Asymmetric similarities in brain MR images

In this post I describe my latest paper, “Asymmetric similarity-weighted ensembles for image segmentation“, which I will present at the International Symposium on Biomedical Imaging in April.

We are teaching computers how to recognize things in brain MR (magnetic resonance) scans. In this paper, we want the computer to recognize different types of tissue, such as gray matter or white matter, in the brain. This is necessary to study how age and disease affect the brain.

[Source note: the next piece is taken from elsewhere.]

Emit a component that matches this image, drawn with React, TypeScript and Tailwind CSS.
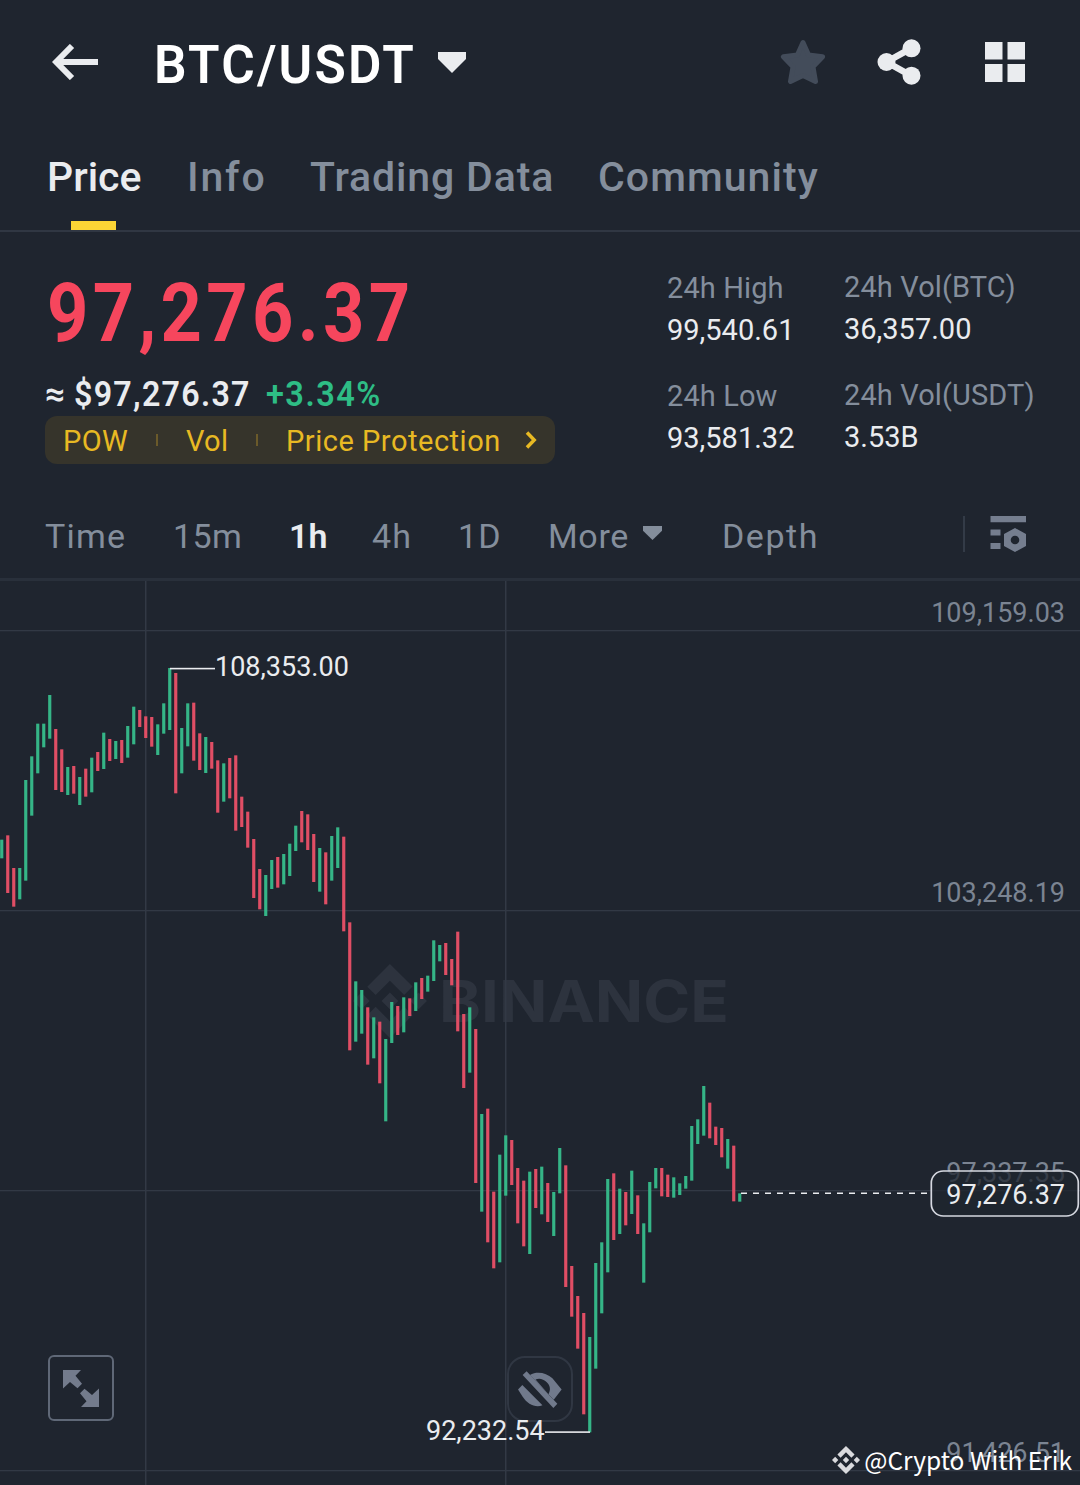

To automatically quantify the amount of different tissues in a scan, we need a segmentation algorithm, which assigns each pixel in the scan to a different category, such as “gray matter” or “white matter”. A segmentation is an image of the same size as the original, but reduced to a few colors, with each color indicating a different category. Here is an example:

tissuesegmentation Original image (left) and its segmentation (right) into four categories: background (black), gray matter, white matter and cerebrospinal fluid.
Image source: van Opbroek et al, Transfer Learning Improves Supervised Image Segmentation Across Imaging Protocols , IEEE Transactions on Medical Imaging, 2015

If an algorithm is given a new images, how does it know which pixel belongs to which category? It learns this from examples: other images, which have been segmented by experts. An important condition is that at least some of these examples have to be similar to the new image. This is not always the case if, for example, the images have been made with different scanners. For accurate segmentation, we need to find the most similar examples, and emphasize them to the algorithm.

My paper focuses on how to determine the similarity of images. This is a bit similar to comparing groups of numbers: if the new image is described by intensities {0, 1, 1}, how similar is it to example {0, 1, 2}? This depends on how you define similarity. Consider a similarity where each number from the first group has to be matched to any number from the second group, and the similarity is simply the number of exact matches. The similarity of {0, 1, 1} to {0, 1, 2} is therefore 3: 0 matches to 0, and both 1’s match to the 1 in the second group. Notice that this similarity is asymmetric, because with this definition, the similarity of {0, 1, 2} to {0, 1, 1} is equal to 2. We could also choose to symmetrize the similarity by averaging the two directions.

So, when comparing a new image to the example images, the direction in which similarity is measured may change which examples are most similar, and affect the accuracy of the segmentation. In experiments with 56 images from 4 different scanners, I showed that comparing the new image to the examples is better than doing it the other way round, and better than averaging the directions. This is an important finding because asymmetric similarities are often averaged by default, which may not be the best thing to do. This finding is not limited to brain tissue segmentation, and I am currently doing experiments on other data where asymmetric similarities play a role.

That’s it! This was my first attempt at writing about a publication in a blog post, so I would be happy to hear your comments. Is it easy to follow? Is there enough detail? Do I need to show the results, or is it enough to describe the conclusions as I did here?